▶ **Task**:
Report how many lines contain the word "this", with no other text.

▶ **Raw records**:
* * * * * * *

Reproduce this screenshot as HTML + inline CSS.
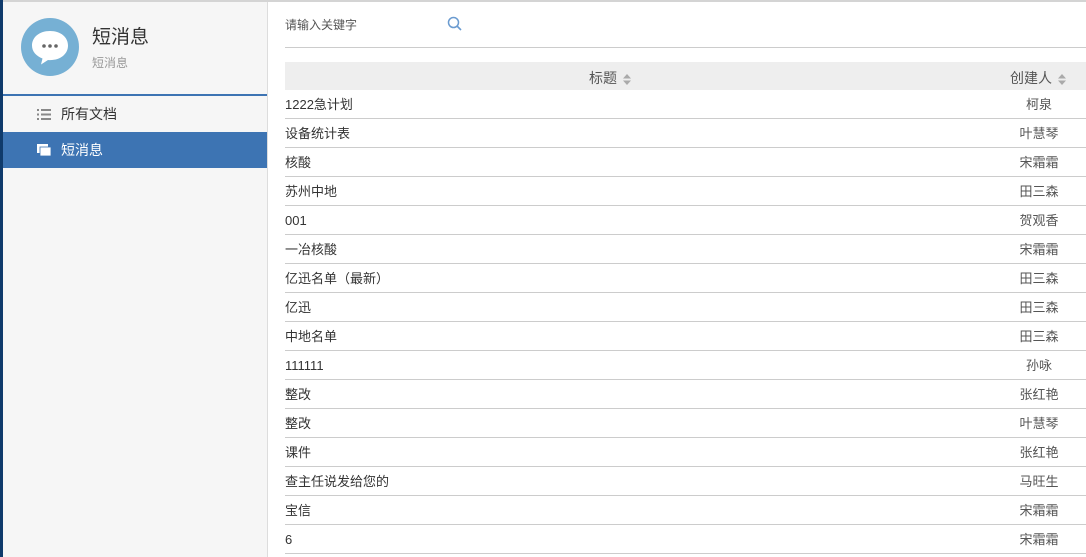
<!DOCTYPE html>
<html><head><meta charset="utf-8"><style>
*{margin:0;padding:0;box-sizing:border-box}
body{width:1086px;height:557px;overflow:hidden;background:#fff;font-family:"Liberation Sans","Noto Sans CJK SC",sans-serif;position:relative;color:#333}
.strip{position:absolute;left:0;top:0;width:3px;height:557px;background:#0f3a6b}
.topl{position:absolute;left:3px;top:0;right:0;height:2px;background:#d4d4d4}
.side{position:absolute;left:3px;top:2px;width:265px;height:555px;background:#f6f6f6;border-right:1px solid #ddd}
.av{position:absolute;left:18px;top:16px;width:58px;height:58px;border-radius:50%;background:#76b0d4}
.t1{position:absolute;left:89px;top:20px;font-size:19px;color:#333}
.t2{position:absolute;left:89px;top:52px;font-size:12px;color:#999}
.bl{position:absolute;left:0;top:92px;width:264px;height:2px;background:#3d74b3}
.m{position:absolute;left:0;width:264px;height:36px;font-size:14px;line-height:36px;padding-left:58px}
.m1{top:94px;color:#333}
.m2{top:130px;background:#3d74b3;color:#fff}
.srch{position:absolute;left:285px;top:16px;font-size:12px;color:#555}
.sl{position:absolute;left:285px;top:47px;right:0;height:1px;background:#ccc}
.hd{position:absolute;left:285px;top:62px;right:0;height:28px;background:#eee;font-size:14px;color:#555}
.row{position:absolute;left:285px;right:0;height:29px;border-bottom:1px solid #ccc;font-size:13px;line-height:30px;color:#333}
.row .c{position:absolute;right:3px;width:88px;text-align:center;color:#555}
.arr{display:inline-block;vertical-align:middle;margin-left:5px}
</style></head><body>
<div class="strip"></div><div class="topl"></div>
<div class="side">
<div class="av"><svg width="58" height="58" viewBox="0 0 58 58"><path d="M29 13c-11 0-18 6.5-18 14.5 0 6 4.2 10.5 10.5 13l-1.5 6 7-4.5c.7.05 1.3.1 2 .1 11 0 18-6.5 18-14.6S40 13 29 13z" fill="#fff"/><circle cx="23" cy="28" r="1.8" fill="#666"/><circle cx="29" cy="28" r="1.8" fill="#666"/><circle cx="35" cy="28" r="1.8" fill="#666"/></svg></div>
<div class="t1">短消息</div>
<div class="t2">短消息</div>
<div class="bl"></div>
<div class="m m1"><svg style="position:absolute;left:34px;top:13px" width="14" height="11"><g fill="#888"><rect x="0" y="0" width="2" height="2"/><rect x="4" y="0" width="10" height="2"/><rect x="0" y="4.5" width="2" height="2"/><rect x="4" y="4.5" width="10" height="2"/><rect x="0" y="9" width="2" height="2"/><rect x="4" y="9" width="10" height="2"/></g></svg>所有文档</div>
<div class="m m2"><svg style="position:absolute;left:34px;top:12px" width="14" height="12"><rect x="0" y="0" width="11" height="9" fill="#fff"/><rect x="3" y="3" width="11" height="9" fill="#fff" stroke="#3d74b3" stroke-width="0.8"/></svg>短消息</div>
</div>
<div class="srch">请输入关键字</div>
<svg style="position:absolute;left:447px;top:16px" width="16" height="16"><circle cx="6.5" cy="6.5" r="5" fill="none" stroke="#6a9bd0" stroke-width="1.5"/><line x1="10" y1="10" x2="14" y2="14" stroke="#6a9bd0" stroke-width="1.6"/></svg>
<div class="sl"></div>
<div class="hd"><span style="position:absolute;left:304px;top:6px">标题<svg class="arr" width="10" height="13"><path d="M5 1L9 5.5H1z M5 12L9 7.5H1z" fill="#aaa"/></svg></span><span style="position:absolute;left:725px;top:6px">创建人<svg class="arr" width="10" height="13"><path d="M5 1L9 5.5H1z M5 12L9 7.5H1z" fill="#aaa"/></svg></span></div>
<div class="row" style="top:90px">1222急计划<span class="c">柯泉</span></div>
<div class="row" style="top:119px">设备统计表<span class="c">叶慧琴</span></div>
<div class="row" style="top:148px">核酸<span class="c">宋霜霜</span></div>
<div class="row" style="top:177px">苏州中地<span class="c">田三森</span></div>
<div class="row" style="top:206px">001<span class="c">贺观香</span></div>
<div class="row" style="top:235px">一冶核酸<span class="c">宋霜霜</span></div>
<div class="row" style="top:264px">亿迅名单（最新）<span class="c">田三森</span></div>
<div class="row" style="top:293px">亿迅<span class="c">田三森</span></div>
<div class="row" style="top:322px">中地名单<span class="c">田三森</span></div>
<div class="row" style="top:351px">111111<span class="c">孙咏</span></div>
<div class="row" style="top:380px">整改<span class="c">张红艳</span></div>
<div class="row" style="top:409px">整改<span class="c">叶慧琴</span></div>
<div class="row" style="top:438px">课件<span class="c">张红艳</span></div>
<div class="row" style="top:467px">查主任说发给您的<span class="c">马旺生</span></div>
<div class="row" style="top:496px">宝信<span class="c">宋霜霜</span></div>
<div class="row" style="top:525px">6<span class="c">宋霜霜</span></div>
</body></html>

* * * * * * *

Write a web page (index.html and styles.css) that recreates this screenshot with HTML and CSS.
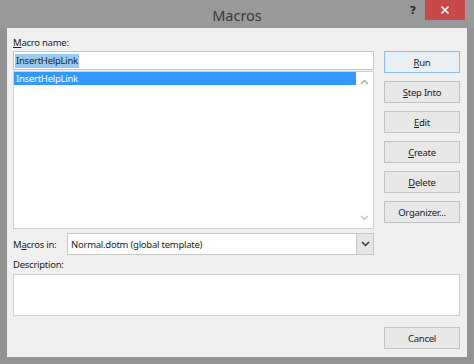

* * * * * * *

▶ **Exercise solution**:
2